* [Extracted data]:
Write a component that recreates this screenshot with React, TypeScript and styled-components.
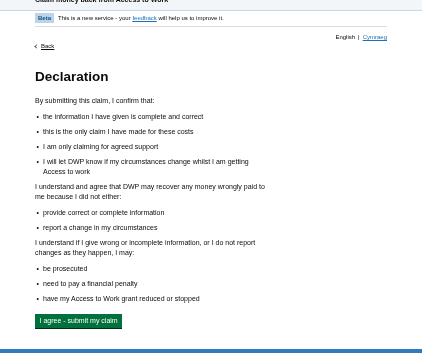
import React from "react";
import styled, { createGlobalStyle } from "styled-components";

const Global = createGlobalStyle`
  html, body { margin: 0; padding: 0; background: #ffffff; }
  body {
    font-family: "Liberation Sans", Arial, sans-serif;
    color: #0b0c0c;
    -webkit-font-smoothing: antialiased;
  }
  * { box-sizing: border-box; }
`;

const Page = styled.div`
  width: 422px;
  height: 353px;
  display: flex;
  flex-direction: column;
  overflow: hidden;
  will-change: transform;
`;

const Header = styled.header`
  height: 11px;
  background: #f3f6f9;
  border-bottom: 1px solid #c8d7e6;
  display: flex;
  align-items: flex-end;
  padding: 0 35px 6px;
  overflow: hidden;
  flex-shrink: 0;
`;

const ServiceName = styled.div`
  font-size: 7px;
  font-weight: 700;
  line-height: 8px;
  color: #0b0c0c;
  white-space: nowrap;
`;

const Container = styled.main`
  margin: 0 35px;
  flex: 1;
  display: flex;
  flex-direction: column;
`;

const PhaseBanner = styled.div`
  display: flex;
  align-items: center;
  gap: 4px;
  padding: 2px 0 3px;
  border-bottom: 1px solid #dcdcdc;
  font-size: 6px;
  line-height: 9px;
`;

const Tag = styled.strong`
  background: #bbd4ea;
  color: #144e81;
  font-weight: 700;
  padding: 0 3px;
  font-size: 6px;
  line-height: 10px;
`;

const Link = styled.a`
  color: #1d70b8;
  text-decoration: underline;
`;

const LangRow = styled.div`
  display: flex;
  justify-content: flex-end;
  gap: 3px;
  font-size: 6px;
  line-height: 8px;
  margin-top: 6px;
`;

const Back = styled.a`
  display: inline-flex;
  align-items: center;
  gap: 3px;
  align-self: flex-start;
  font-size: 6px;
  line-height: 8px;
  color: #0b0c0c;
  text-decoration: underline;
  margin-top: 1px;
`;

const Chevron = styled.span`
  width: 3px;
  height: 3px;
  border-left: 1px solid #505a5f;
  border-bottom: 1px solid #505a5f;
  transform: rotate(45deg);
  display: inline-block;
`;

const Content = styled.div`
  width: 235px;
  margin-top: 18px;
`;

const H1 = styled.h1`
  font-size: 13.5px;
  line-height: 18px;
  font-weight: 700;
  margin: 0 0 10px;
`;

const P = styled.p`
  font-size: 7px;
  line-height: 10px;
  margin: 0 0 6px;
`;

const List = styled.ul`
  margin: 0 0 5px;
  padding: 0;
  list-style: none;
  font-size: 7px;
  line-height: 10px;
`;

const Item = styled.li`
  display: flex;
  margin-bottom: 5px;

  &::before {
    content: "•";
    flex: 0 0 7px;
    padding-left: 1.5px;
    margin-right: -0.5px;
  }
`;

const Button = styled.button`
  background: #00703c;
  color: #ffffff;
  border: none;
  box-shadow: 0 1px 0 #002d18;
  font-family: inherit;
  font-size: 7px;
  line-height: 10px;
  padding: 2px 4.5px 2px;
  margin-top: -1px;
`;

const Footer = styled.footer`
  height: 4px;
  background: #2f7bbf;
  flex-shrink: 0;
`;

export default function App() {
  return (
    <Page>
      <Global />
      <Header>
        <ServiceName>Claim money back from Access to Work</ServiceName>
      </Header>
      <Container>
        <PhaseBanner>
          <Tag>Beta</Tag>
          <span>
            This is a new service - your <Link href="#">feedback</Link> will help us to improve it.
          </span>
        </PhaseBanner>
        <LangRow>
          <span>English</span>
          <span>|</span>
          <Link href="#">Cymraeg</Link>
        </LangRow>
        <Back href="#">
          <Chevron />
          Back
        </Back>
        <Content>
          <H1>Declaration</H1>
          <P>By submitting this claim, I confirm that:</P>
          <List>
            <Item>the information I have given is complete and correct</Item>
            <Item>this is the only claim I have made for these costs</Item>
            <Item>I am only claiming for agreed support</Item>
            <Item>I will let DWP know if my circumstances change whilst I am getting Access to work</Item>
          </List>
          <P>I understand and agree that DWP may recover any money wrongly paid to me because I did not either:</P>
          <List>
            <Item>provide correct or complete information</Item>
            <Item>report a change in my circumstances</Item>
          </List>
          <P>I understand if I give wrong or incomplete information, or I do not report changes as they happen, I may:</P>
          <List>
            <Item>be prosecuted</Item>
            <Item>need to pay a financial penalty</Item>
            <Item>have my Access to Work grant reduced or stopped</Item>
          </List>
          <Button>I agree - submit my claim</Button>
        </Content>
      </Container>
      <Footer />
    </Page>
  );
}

* * *

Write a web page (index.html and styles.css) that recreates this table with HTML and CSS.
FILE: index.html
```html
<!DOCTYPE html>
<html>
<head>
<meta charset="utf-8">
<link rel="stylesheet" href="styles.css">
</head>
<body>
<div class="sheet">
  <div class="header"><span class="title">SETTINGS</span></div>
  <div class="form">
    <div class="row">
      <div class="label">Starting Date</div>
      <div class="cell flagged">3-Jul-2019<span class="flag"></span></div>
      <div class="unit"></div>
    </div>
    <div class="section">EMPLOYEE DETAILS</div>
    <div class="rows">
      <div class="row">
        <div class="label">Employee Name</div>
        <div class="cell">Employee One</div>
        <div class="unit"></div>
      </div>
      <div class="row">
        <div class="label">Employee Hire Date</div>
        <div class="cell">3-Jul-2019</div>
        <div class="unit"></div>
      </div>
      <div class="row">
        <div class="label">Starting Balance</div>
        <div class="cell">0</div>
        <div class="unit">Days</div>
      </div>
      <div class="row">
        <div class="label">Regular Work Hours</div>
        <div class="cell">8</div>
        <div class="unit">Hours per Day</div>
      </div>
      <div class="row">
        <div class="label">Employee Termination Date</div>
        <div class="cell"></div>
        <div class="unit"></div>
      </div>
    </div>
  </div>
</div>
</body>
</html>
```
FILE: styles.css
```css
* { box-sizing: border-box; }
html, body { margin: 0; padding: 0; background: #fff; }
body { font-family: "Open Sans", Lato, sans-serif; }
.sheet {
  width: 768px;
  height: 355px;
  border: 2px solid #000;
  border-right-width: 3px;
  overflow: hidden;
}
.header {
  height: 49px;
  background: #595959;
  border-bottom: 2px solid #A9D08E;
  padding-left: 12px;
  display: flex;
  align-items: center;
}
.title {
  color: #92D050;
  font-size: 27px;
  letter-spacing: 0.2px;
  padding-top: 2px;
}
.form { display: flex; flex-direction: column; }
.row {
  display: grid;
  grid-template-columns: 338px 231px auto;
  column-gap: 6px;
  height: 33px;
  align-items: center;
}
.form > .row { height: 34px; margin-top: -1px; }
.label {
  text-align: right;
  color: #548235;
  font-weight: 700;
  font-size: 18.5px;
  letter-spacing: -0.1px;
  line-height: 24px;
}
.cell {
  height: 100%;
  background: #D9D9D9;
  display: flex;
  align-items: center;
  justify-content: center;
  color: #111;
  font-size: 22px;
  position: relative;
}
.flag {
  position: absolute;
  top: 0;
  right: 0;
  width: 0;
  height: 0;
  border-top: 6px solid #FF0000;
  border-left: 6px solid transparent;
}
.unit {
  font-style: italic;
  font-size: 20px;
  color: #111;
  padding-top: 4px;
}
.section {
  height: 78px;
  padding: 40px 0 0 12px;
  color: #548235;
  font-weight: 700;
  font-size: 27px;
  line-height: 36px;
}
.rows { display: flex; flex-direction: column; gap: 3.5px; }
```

* * *

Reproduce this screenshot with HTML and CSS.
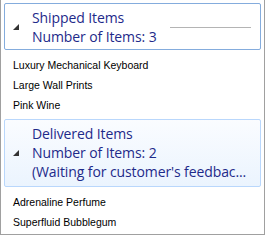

* [Exercise goal]: All lines in the data that contain the word "screenshot" should be copied.

* [Exercise answer]:
Write a component that recreates this screenshot with React, TypeScript and styled-components.
Reproduce this screenshot with HTML and CSS.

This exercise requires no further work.